Government urged to push EU for higher steel tarriffs

Posted on 29 Feb 2016 by Callum Bentley

Britain’s steelmakers are urging the Government to push the EU to agree higher tarriffs for unfairly traded steel.

According to the Industry’s trade body – UK Steel, companies in Britain are concerned that the UK Government is actively discouraging the EU from supporting higher penalties for countries like China who are seeking to dump steel on world markets.

The call comes ahead of a vital meeting in Brussels today of the EU’s Competitiveness Council.

The UK Government is currently helping to block the scrapping of the EU’s so-called “lesser duty rule” which reduces tariffs on steel products. As a result of this rule, tarriffs are being set are such low rates as to often make them virtually meaningless.

In response, UK Steel is urging the Business Secretary Sajid Javid to get behind a letter he co-signed earlier this month demanding the European Commission “use every means available and take strong action” in response to “unfair trade practices” with action to scrap the rule.

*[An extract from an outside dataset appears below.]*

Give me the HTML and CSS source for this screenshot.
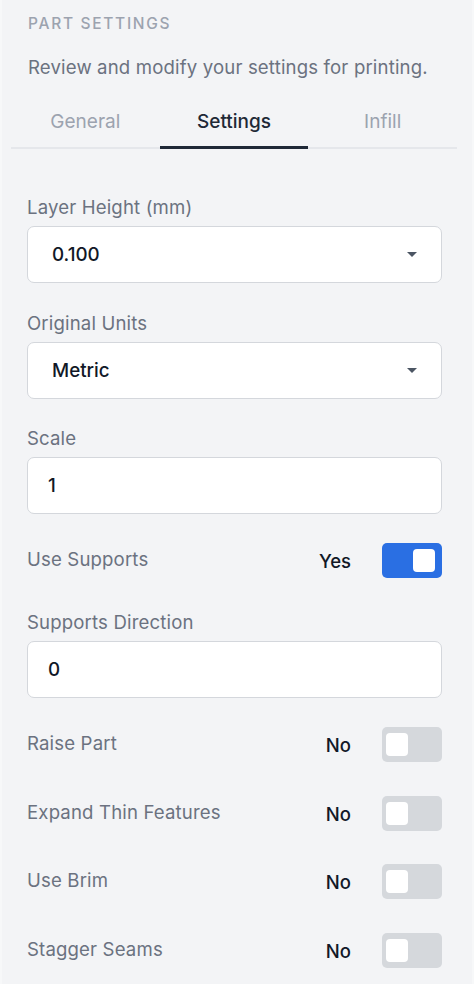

The UK was one of a number of European governments to sign the letter which warned that the European industry is at “impending risk of collapse”.

Gareth Stace, new director, UK Steel.
Gareth Stace, director, UK Steel.

Gareth Stace, director of UK Steel, commented: “If it is serious about tackling unfair trade and the dumping of cheap steel, then the EU has to step up its efforts to improve significantly the speed and effectiveness of trade defence instruments.

“Yet currently, the UK Government appears to be at the forefront of blocking action which would help do this. It is talking about doing everything possible to back the UK steel industry on the one hand, and failing to act when it matters in Brussels.

“The meeting in Brussels provides the perfect opportunity for the UK Government to demonstrate that it will stand four square behind the steel sector by reducing this opposition and help forward action on not only what the European Commission needs to do, but crucially, what is required from European governments.”